Laura & Chris Team USADear Danglers! I’ve missed you! In case you hadn’t heard, I had the ridiculously amazing experience of competing in German Wheel World Competition in Italy a couple of weeks ago. I just got back, having spent the remaining two weeks eating my way through Venice, Florence, and Rome (climbing is going to be hilarious this week – even my most forgiving spandex is tight). Friends, this was a PEAK LIFE EXPERIENCE. Know what else it was? Terrifying, humbling, exhilarating, and inspirational. And I had a big old run in with an old pal: impostor syndrome.

What is Impostor Syndrome?

Impostor syndrome is the sneaking suspicion that one of these things (YOU!!!) is not like the others, and doesn’t belong in the illustrious company you find yourself in. If you haven’t encountered it, one of three things is probably happening: either you are extraordinarily well-adjusted (in which case you can stop reading now), you are enjoying a moment of being a big fish in a small pond and have no idea what else is out there, or you are Isabelle Chasse, and are in fact a superhero. Thing is, almost everyone who’s reaching high and far has a moment where they find themselves among extraordinarily talented people they’ve been YouTube stalking for years… and then it hits. The feeling that maybe there has been a horrible mistake.

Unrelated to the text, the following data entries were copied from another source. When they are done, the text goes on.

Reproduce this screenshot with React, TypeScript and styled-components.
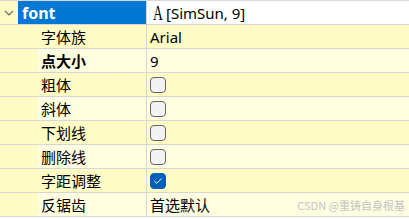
import React from 'react';
import styled, { createGlobalStyle } from 'styled-components';

const GlobalStyle = createGlobalStyle`
  html, body {
    margin: 0;
    padding: 0;
    background: #ffffff;
  }
  body {
    font-family: "Segoe UI", "Noto Sans", "Noto Sans CJK SC", sans-serif;
  }
`;

const Grid = styled.div`
  position: relative;
  width: 409px;
  height: 219px;
  border-top: 1px solid #d9d9d9;
  box-sizing: border-box;
  background: #ffffff;
  overflow: hidden;
`;

const Row = styled.div<{ $alt?: boolean }>`
  display: grid;
  grid-template-columns: 147px 1fr;
  height: 24px;
  border-bottom: 1px solid #d6d6d6;
  box-sizing: border-box;
  background: ${({ $alt }) => ($alt ? '#fffee0' : '#fffcc6')};
`;

const LabelCell = styled.div<{ $indent: number }>`
  display: flex;
  align-items: stretch;
  border-right: 1px solid #d6d6d6;
  min-width: 0;
`;

const Gutter = styled.div<{ $width: number }>`
  flex: 0 0 ${({ $width }) => $width}px;
  background: #fffcc6;
  display: flex;
  align-items: center;
  justify-content: center;
`;

const Label = styled.div<{ $bold?: boolean }>`
  flex: 1;
  display: flex;
  align-items: center;
  padding-left: 3px;
  font-family: "Noto Sans CJK SC", sans-serif;
  font-size: 15px;
  font-weight: ${({ $bold }) => ($bold ? 700 : 400)};
  color: #000;
`;

const Category = styled.div`
  flex: 1;
  display: flex;
  align-items: center;
  padding-left: 4px;
  background: #0078d4;
  color: #fff;
  font-family: "Segoe UI", "Noto Sans", sans-serif;
  font-size: 16px;
  font-weight: 700;
`;

const ValueCell = styled.div<{ $white?: boolean }>`
  display: flex;
  align-items: center;
  padding-left: 3px;
  background: ${({ $white }) => ($white ? '#ffffff' : 'transparent')};
  font-family: "Segoe UI", "Noto Sans", "Noto Sans CJK SC", sans-serif;
  font-size: 15px;
  color: #000;
  white-space: nowrap;
`;

const Preview = styled.span`
  display: inline-block;
  font-family: "Liberation Serif", serif;
  font-size: 22px;
  line-height: 1;
  transform: scaleX(0.62);
  transform-origin: left center;
  width: 13px;
  margin-left: 3px;
`;

const Box = styled.div<{ $checked?: boolean }>`
  width: 16px;
  height: 16px;
  box-sizing: border-box;
  border-radius: 4px;
  border: 1px solid ${({ $checked }) => ($checked ? '#005fb8' : '#666666')};
  background: ${({ $checked }) => ($checked ? '#005fb8' : '#f3f3f3')};
  display: flex;
  align-items: center;
  justify-content: center;
`;

const Watermark = styled.div`
  position: absolute;
  right: 4px;
  bottom: 6px;
  font-family: "Noto Sans CJK SC", sans-serif;
  font-size: 11px;
  color: #c4c4c4;
`;

type Item = { label: string; bold?: boolean; text?: string; check?: boolean };

const items: Item[] = [
  { label: '字体族', text: 'Arial' },
  { label: '点大小', bold: true, text: '9' },
  { label: '粗体', check: false },
  { label: '斜体', check: false },
  { label: '下划线', check: false },
  { label: '删除线', check: false },
  { label: '字距调整', check: true },
  { label: '反锯齿', text: '首选默认' },
];

const Checkbox = ({ checked }: { checked: boolean }) => (
  <Box $checked={checked}>
    {checked && (
      <svg width="10" height="8" viewBox="0 0 10 8">
        <path d="M1.5 4.2 L3.8 6.3 L8.5 1.6" fill="none" stroke="#fff" strokeWidth="1" />
      </svg>
    )}
  </Box>
);

export default function App() {
  return (
    <>
      <GlobalStyle />
      <Grid>
        <Row>
          <LabelCell $indent={18}>
            <Gutter $width={18}>
              <svg width="10" height="6" viewBox="0 0 10 6">
                <path d="M1 1 L5 5 L9 1" fill="none" stroke="#6b6b6b" strokeWidth="1.2" />
              </svg>
            </Gutter>
            <Category>font</Category>
          </LabelCell>
          <ValueCell $white>
            <Preview>A</Preview>
            <span>[SimSun, 9]</span>
          </ValueCell>
        </Row>
        {items.map((it, i) => (
          <Row key={it.label} $alt={i % 2 === 1}>
            <LabelCell $indent={38}>
              <Gutter $width={38} />
              <Label $bold={it.bold}>{it.label}</Label>
            </LabelCell>
            <ValueCell>
              {it.check !== undefined ? <Checkbox checked={it.check} /> : it.text}
            </ValueCell>
          </Row>
        ))}
        <Watermark>CSDN @重铸自身根基</Watermark>
      </Grid>
    </>
  );
}
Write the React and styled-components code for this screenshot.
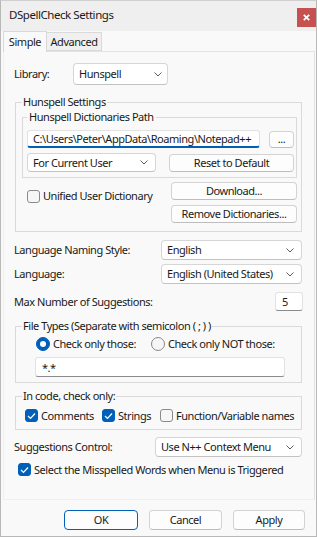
import React from 'react';
import styled, { createGlobalStyle } from 'styled-components';

const Global = createGlobalStyle`
  html, body { margin: 0; padding: 0; background: #f9f9f9; }
  body {
    font-family: "Noto Sans", "Open Sans", sans-serif;
    font-size: 11px;
    letter-spacing: -0.45px;
    color: #1a1a1a;
  }
  * { box-sizing: border-box; }
`;

const Window = styled.div`
  width: 317px;
  height: 537px;
  border: 1px solid #b8b8b8;
  border-top-color: #cfcfcf;
  background: #f9f9f9;
  display: flex;
  flex-direction: column;
`;

const TitleBar = styled.div`
  height: 30px;
  flex: none;
  background: #efefef;
  display: flex;
  justify-content: space-between;
  align-items: flex-start;
  padding-left: 8px;
`;

const Title = styled.div`
  margin-top: 6px;
  font-size: 11.5px;
  line-height: 16px;
  color: #1a1a1a;
`;

const CloseButton = styled.div`
  margin-top: 7px;
  width: 19px;
  height: 19px;
  background: #c75050;
  display: flex;
  align-items: center;
  justify-content: center;
`;

const TabStrip = styled.div`
  height: 21px;
  flex: none;
  display: flex;
  align-items: flex-end;
  padding-left: 2px;
`;

const Tab = styled.div`
  position: relative;
  z-index: ${p => (p.$active ? 1 : 0)};
  height: ${p => (p.$active ? 21 : 19)}px;
  width: ${p => p.$w}px;
  margin-left: ${p => (p.$active ? 0 : -1)}px;
  margin-bottom: ${p => (p.$active ? 0 : 1)}px;
  background: ${p => (p.$active ? '#f9f9f9' : '#f0f0f0')};
  border: 1px solid #d9d9d9;
  border-bottom: ${p => (p.$active ? 'none' : '1px solid #d9d9d9')};
  display: flex;
  align-items: center;
  justify-content: center;
  line-height: 14px;
  padding-bottom: ${p => (p.$active ? 1 : 0)}px;
`;

const Panel = styled.div`
  flex: 1;
  margin: -1px 1px 0 2px;
  border: 1px solid #e3e3e3;
  border-left-color: #efefef;
  border-bottom-color: #efefef;
  padding: 0 11px 0 10px;
  display: flex;
  flex-direction: column;
`;

const Row = styled.div`
  display: flex;
  align-items: center;
  justify-content: ${p => (p.$start ? 'flex-start' : 'space-between')};
  margin-top: ${p => p.$mt || 0}px;
  margin-left: ${p => p.$ml || 0}px;
  padding-right: ${p => p.$pr || 0}px;
  height: ${p => p.$h || 20}px;
  gap: ${p => p.$gap || 0}px;
`;

const Label = styled.span`
  white-space: nowrap;
  width: ${p => (p.$w ? `${p.$w}px` : 'auto')};
  line-height: 14px;
`;

const ComboBox = styled.div`
  width: ${p => p.$w}px;
  height: ${p => p.$h || 20}px;
  flex: none;
  display: flex;
  align-items: center;
  justify-content: space-between;
  padding: 0 ${p => p.$pr || 7}px 0 5px;
  background: #ffffff;
  border: 1px solid #d6d6d6;
  border-bottom-color: #c2c2c2;
  border-radius: 4px;
  white-space: nowrap;
  line-height: 14px;
`;

const Field = styled.input`
  width: ${p => p.$w}px;
  height: ${p => p.$h || 20}px;
  flex: none;
  font: inherit;
  font-size: 11px;
  letter-spacing: -0.45px;
  color: #1a1a1a;
  background: #ffffff;
  border: 1px solid #e2e2e2;
  border-bottom: ${p => (p.$focus ? '2px solid #005fb8' : '1px solid #8b8b8b')};
  border-radius: 3px;
  padding: 0 0 0 ${p => p.$pl || 5}px;
  margin: 0;
  outline: none;
`;

const Button = styled.button`
  width: ${p => (p.$w ? `${p.$w}px` : '100%')};
  height: ${p => p.$h || 18}px;
  flex: none;
  font: inherit;
  font-size: 11px;
  letter-spacing: -0.45px;
  color: #1a1a1a;
  background: #fdfdfd;
  border: 1px solid ${p => (p.$default ? '#005fb8' : '#d3d3d3')};
  border-bottom-color: ${p => (p.$default ? '#005fb8' : '#bdbdbd')};
  border-radius: 4px;
  padding: 0;
  margin: 0;
  line-height: 14px;
`;

const Group = styled.fieldset`
  margin: ${p => p.$mt || 0}px 0 0 ${p => (p.$inner ? 0 : 1)}px;
  padding: ${p => p.$pt || 0}px ${p => p.$pr || 0}px ${p => p.$pb || 0}px ${p => p.$pl || 6}px;
  border: 1px solid #dadada;
  min-width: 0;
  width: ${p => p.$w}px;
`;

const Legend = styled.legend`
  padding: 0 ${p => p.$px || 1}px;
  line-height: 14px;
  font-size: 11px;
  white-space: nowrap;
`;

const CheckItem = styled.label`
  display: flex;
  align-items: center;
  gap: 3px;
  white-space: nowrap;
  line-height: 14px;
  width: ${p => (p.$w ? `${p.$w}px` : 'auto')};
  flex: none;
`;

const Box = styled.span`
  width: 13px;
  height: 13px;
  flex: none;
  border-radius: 3px;
  background: ${p => (p.$on ? '#005fb8' : '#f6f6f6')};
  border: 1px solid ${p => (p.$on ? '#005fb8' : '#8a8a8a')};
  display: flex;
  align-items: center;
  justify-content: center;
`;

const RadioDot = styled.span`
  width: 14px;
  height: 14px;
  flex: none;
  border-radius: 50%;
  background: ${p => (p.$on ? '#005fb8' : '#f6f6f6')};
  border: 1px solid ${p => (p.$on ? '#005fb8' : '#8a8a8a')};
  display: flex;
  align-items: center;
  justify-content: center;
  &::after {
    content: '';
    display: ${p => (p.$on ? 'block' : 'none')};
    width: 6px;
    height: 6px;
    border-radius: 50%;
    background: #ffffff;
  }
`;

const SplitArea = styled.div`
  display: grid;
  grid-template-columns: 1fr 126px;
  margin-top: 4px;
`;

const ButtonStack = styled.div`
  display: flex;
  flex-direction: column;
  gap: 5px;
`;

const Footer = styled.div`
  height: 36px;
  flex: none;
  display: flex;
  justify-content: flex-end;
  align-items: flex-start;
  gap: 11px;
  padding: 10px 11px 0 0;
`;

const Chevron = () => (
  <svg width="8" height="5" viewBox="0 0 8 5">
    <polyline points="0.5,0.5 4,4 7.5,0.5" fill="none" stroke="#5f5f5f" strokeWidth="1" />
  </svg>
);

const Combo = ({ w, h, pr, children }) => (
  <ComboBox $w={w} $h={h} $pr={pr}>
    <span>{children}</span>
    <Chevron />
  </ComboBox>
);

const CheckMark = () => (
  <svg width="9" height="8" viewBox="0 0 9 8">
    <polyline points="1,4 3.5,6.5 8,1.5" fill="none" stroke="#ffffff" strokeWidth="1.2" />
  </svg>
);

const Check = ({ on, w, children }) => (
  <CheckItem $w={w}>
    <Box $on={on}>{on && <CheckMark />}</Box>
    <span>{children}</span>
  </CheckItem>
);

const Radio = ({ on, w, children }) => (
  <CheckItem $w={w}>
    <RadioDot $on={on} />
    <span>{children}</span>
  </CheckItem>
);

export default function App() {
  return (
    <>
      <Global />
      <Window>
        <TitleBar>
          <Title>DSpellCheck Settings</Title>
          <CloseButton>
            <svg width="7" height="7" viewBox="0 0 7 7">
              <path d="M0.8 0.8 L6.2 6.2 M6.2 0.8 L0.8 6.2" stroke="#ffffff" strokeWidth="1.7" />
            </svg>
          </CloseButton>
        </TitleBar>

        <TabStrip>
          <Tab $active $w={44}>Simple</Tab>
          <Tab $w={56}>Advanced</Tab>
        </TabStrip>

        <Panel>
          <Row $start $mt={11} $h={22}>
            <Label $w={59}>Library:</Label>
            <Combo w={95} h={22} pr={5}>Hunspell</Combo>
          </Row>

          <Group $mt={10} $w={287} $pt={1} $pr={4} $pb={8} $pl={6}>
            <Legend>Hunspell Settings</Legend>
            <Group $inner $w={275} $pt={6} $pr={2} $pb={5} $pl={4}>
              <Legend $px={2}>Hunspell Dictionaries Path</Legend>
              <Row $h={18}>
                <Field $w={233} $h={18} $focus readOnly value={'C:\\Users\\Peter\\AppData\\Roaming\\Notepad++'} />
                <Button $w={25} $h={17}>...</Button>
              </Row>
              <Row $mt={5} $h={19}>
                <Combo w={129} h={19}>For Current User</Combo>
                <Button $w={125} $h={18}>Reset to Default</Button>
              </Row>
            </Group>
            <SplitArea>
              <Row $start $mt={7} $ml={5} $h={14}>
                <Check>Unified User Dictionary</Check>
              </Row>
              <ButtonStack>
                <Button $h={18}>Download...</Button>
                <Button $h={18}>Remove Dictionaries...</Button>
              </ButtonStack>
            </SplitArea>
          </Group>

          <Row $mt={8} $pr={1}>
            <Label>Language Naming Style:</Label>
            <Combo w={141}>English</Combo>
          </Row>
          <Row $mt={4} $pr={1}>
            <Label>Language:</Label>
            <Combo w={141}>English (United States)</Combo>
          </Row>
          <Row $mt={8} $h={19}>
            <Label>Max Number of Suggestions:</Label>
            <Field $w={28} $h={19} $pl={6} readOnly value="5" />
          </Row>

          <Group $mt={8} $w={287} $pt={0} $pb={5} $pl={6}>
            <Legend>File Types (Separate with semicolon ( ; ) )</Legend>
            <Row $start $mt={4} $ml={14} $h={14}>
              <Radio on w={115}>Check only those:</Radio>
              <Radio>Check only NOT those:</Radio>
            </Row>
            <Row $start $mt={6} $ml={13} $h={20}>
              <Field $w={250} $h={20} $pl={6} readOnly value="*.*" />
            </Row>
          </Group>

          <Group $mt={6} $w={287} $pt={0} $pb={7} $pl={6}>
            <Legend>In code, check only:</Legend>
            <Row $start $mt={6} $ml={3} $h={13}>
              <Check on w={77}>Comments</Check>
              <Check on w={58}>Strings</Check>
              <Check>Function/Variable names</Check>
            </Row>
          </Group>

          <Row $mt={7} $pr={1}>
            <Label>Suggestions Control:</Label>
            <Combo w={147}>Use N++ Context Menu</Combo>
          </Row>
          <Row $start $mt={6} $ml={4} $h={13}>
            <Check on>Select the Misspelled Words when Menu is Triggered</Check>
          </Row>
        </Panel>

        <Footer>
          <Button $w={74} $h={20} $default>OK</Button>
          <Button $w={73} $h={20}>Cancel</Button>
          <Button $w={72} $h={20}>Apply</Button>
        </Footer>
      </Window>
    </>
  );
}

For me, it came out of nowhere. I was fine! I was excited and a little bit nervous, but I was totally good. I stepped out on the gym floor to start my warm-up, got a good look at my competition, and stopped in my tracks. I went icy cold, even though the gym was easily over 90 degrees. I have never known anything more clearly in my life: I did not belong here. I knew I was a fraud, and, pretty soon everyone else would know it too.

My coach Chris took one look at my stricken face, and nudged me towards my wheel. I started my opening moves, but something felt wrong. The floor felt too slick, but the wheel’s rubber, softening in the hot gym, felt too slow. Nothing was going over – nothing was working. Now, not only was I a baby beginner in a room full of the best wheelers in the world, the routine I had practiced for over a year was falling apart. Panic crept up behind my eyes, and they welled up with tears. All I could hear in my head was that I did not belong here.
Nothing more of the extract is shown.